:: Exercise instructions ::
Output the data word for word, dropping every image.

···

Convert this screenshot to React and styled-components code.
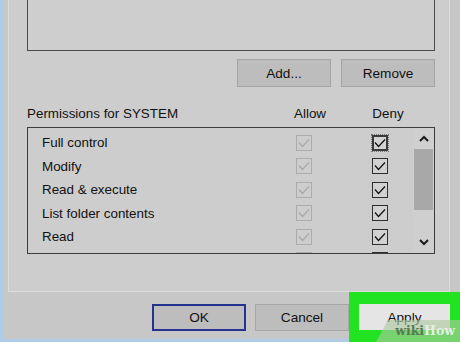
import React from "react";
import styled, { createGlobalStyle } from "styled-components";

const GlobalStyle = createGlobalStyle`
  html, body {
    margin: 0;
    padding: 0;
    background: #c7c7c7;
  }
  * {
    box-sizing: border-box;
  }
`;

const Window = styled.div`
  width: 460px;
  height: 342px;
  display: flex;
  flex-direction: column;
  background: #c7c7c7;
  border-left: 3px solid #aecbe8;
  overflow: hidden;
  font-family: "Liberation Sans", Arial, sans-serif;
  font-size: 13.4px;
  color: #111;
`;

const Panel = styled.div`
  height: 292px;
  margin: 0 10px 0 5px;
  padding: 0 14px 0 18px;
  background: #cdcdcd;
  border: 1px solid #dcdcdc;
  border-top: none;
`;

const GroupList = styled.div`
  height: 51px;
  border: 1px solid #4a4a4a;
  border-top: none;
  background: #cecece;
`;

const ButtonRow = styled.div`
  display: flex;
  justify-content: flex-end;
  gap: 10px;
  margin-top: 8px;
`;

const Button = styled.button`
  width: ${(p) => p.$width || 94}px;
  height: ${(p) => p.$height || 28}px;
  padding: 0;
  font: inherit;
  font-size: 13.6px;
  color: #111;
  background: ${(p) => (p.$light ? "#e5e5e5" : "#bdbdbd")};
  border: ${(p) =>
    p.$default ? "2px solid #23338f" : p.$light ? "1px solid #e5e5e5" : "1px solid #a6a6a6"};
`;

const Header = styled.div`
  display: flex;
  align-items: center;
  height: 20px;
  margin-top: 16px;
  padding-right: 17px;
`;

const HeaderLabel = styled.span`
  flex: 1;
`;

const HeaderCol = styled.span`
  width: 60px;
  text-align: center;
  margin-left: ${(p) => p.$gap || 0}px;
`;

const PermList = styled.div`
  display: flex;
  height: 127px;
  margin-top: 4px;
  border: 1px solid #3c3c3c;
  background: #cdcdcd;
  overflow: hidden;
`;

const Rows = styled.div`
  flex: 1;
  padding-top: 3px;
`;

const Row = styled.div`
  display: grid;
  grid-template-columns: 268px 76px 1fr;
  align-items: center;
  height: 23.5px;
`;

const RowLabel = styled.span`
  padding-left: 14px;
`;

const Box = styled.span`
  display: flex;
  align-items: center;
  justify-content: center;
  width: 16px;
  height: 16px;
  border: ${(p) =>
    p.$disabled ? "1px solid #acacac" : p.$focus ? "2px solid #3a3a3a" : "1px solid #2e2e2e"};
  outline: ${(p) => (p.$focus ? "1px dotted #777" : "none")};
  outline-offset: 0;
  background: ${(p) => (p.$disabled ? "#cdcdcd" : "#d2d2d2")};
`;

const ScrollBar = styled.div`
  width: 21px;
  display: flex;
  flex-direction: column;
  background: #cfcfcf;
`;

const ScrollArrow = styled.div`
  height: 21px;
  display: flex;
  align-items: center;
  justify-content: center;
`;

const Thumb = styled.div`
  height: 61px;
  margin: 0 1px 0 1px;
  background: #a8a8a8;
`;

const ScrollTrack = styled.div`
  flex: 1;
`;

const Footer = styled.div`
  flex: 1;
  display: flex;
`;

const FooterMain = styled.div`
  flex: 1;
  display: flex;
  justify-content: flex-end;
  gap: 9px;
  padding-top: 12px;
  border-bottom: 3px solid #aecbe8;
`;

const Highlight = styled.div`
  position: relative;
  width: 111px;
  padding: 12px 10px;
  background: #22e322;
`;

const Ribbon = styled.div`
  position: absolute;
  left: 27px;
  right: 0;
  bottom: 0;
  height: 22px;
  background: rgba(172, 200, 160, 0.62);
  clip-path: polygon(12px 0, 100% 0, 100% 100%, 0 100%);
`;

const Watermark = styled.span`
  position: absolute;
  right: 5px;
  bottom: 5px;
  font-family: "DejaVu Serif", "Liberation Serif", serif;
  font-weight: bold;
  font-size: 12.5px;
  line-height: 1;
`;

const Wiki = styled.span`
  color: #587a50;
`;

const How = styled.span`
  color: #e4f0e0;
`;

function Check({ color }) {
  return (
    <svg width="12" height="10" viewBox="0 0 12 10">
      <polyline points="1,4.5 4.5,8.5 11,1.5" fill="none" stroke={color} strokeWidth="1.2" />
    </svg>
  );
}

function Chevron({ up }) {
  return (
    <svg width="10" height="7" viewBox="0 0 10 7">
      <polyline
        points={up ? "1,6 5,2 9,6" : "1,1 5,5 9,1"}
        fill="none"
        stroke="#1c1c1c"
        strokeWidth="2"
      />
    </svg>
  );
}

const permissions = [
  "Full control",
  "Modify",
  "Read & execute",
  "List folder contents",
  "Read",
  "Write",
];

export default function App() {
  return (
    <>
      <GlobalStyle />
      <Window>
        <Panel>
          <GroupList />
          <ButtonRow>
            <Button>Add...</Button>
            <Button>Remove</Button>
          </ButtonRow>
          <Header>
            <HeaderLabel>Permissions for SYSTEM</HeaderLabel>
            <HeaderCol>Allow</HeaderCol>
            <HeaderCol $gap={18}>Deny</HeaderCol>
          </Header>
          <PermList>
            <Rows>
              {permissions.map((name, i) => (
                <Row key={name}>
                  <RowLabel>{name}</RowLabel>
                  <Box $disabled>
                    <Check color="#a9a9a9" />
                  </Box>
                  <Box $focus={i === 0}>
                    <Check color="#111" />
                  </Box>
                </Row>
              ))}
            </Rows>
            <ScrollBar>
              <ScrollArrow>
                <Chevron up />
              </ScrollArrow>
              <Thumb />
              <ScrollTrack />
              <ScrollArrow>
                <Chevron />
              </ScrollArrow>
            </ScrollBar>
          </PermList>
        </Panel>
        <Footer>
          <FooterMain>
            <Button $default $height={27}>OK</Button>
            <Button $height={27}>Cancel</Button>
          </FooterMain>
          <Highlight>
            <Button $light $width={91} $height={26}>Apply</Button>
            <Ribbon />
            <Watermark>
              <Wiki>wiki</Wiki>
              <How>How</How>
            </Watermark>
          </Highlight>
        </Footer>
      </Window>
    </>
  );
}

···

:: The answer ::
Convert this screenshot to React and styled-components code.
import React from "react";
import styled, { createGlobalStyle } from "styled-components";

const GlobalStyle = createGlobalStyle`
  html, body {
    margin: 0;
    padding: 0;
    background: #c7c7c7;
  }
  * {
    box-sizing: border-box;
  }
`;

const Window = styled.div`
  width: 460px;
  height: 342px;
  display: flex;
  flex-direction: column;
  background: #c7c7c7;
  border-left: 3px solid #aecbe8;
  overflow: hidden;
  font-family: "Liberation Sans", Arial, sans-serif;
  font-size: 13.4px;
  color: #111;
`;

const Panel = styled.div`
  height: 292px;
  margin: 0 10px 0 5px;
  padding: 0 14px 0 18px;
  background: #cdcdcd;
  border: 1px solid #dcdcdc;
  border-top: none;
`;

const GroupList = styled.div`
  height: 51px;
  border: 1px solid #4a4a4a;
  border-top: none;
  background: #cecece;
`;

const ButtonRow = styled.div`
  display: flex;
  justify-content: flex-end;
  gap: 10px;
  margin-top: 8px;
`;

const Button = styled.button`
  width: ${(p) => p.$width || 94}px;
  height: ${(p) => p.$height || 28}px;
  padding: 0;
  font: inherit;
  font-size: 13.6px;
  color: #111;
  background: ${(p) => (p.$light ? "#e5e5e5" : "#bdbdbd")};
  border: ${(p) =>
    p.$default ? "2px solid #23338f" : p.$light ? "1px solid #e5e5e5" : "1px solid #a6a6a6"};
`;

const Header = styled.div`
  display: flex;
  align-items: center;
  height: 20px;
  margin-top: 16px;
  padding-right: 17px;
`;

const HeaderLabel = styled.span`
  flex: 1;
`;

const HeaderCol = styled.span`
  width: 60px;
  text-align: center;
  margin-left: ${(p) => p.$gap || 0}px;
`;

const PermList = styled.div`
  display: flex;
  height: 127px;
  margin-top: 4px;
  border: 1px solid #3c3c3c;
  background: #cdcdcd;
  overflow: hidden;
`;

const Rows = styled.div`
  flex: 1;
  padding-top: 3px;
`;

const Row = styled.div`
  display: grid;
  grid-template-columns: 268px 76px 1fr;
  align-items: center;
  height: 23.5px;
`;

const RowLabel = styled.span`
  padding-left: 14px;
`;

const Box = styled.span`
  display: flex;
  align-items: center;
  justify-content: center;
  width: 16px;
  height: 16px;
  border: ${(p) =>
    p.$disabled ? "1px solid #acacac" : p.$focus ? "2px solid #3a3a3a" : "1px solid #2e2e2e"};
  outline: ${(p) => (p.$focus ? "1px dotted #777" : "none")};
  outline-offset: 0;
  background: ${(p) => (p.$disabled ? "#cdcdcd" : "#d2d2d2")};
`;

const ScrollBar = styled.div`
  width: 21px;
  display: flex;
  flex-direction: column;
  background: #cfcfcf;
`;

const ScrollArrow = styled.div`
  height: 21px;
  display: flex;
  align-items: center;
  justify-content: center;
`;

const Thumb = styled.div`
  height: 61px;
  margin: 0 1px 0 1px;
  background: #a8a8a8;
`;

const ScrollTrack = styled.div`
  flex: 1;
`;

const Footer = styled.div`
  flex: 1;
  display: flex;
`;

const FooterMain = styled.div`
  flex: 1;
  display: flex;
  justify-content: flex-end;
  gap: 9px;
  padding-top: 12px;
  border-bottom: 3px solid #aecbe8;
`;

const Highlight = styled.div`
  position: relative;
  width: 111px;
  padding: 12px 10px;
  background: #22e322;
`;

const Ribbon = styled.div`
  position: absolute;
  left: 27px;
  right: 0;
  bottom: 0;
  height: 22px;
  background: rgba(172, 200, 160, 0.62);
  clip-path: polygon(12px 0, 100% 0, 100% 100%, 0 100%);
`;

const Watermark = styled.span`
  position: absolute;
  right: 5px;
  bottom: 5px;
  font-family: "DejaVu Serif", "Liberation Serif", serif;
  font-weight: bold;
  font-size: 12.5px;
  line-height: 1;
`;

const Wiki = styled.span`
  color: #587a50;
`;

const How = styled.span`
  color: #e4f0e0;
`;

function Check({ color }) {
  return (
    <svg width="12" height="10" viewBox="0 0 12 10">
      <polyline points="1,4.5 4.5,8.5 11,1.5" fill="none" stroke={color} strokeWidth="1.2" />
    </svg>
  );
}

function Chevron({ up }) {
  return (
    <svg width="10" height="7" viewBox="0 0 10 7">
      <polyline
        points={up ? "1,6 5,2 9,6" : "1,1 5,5 9,1"}
        fill="none"
        stroke="#1c1c1c"
        strokeWidth="2"
      />
    </svg>
  );
}

const permissions = [
  "Full control",
  "Modify",
  "Read & execute",
  "List folder contents",
  "Read",
  "Write",
];

export default function App() {
  return (
    <>
      <GlobalStyle />
      <Window>
        <Panel>
          <GroupList />
          <ButtonRow>
            <Button>Add...</Button>
            <Button>Remove</Button>
          </ButtonRow>
          <Header>
            <HeaderLabel>Permissions for SYSTEM</HeaderLabel>
            <HeaderCol>Allow</HeaderCol>
            <HeaderCol $gap={18}>Deny</HeaderCol>
          </Header>
          <PermList>
            <Rows>
              {permissions.map((name, i) => (
                <Row key={name}>
                  <RowLabel>{name}</RowLabel>
                  <Box $disabled>
                    <Check color="#a9a9a9" />
                  </Box>
                  <Box $focus={i === 0}>
                    <Check color="#111" />
                  </Box>
                </Row>
              ))}
            </Rows>
            <ScrollBar>
              <ScrollArrow>
                <Chevron up />
              </ScrollArrow>
              <Thumb />
              <ScrollTrack />
              <ScrollArrow>
                <Chevron />
              </ScrollArrow>
            </ScrollBar>
          </PermList>
        </Panel>
        <Footer>
          <FooterMain>
            <Button $default $height={27}>OK</Button>
            <Button $height={27}>Cancel</Button>
          </FooterMain>
          <Highlight>
            <Button $light $width={91} $height={26}>Apply</Button>
            <Ribbon />
            <Watermark>
              <Wiki>wiki</Wiki>
              <How>How</How>
            </Watermark>
          </Highlight>
        </Footer>
      </Window>
    </>
  );
}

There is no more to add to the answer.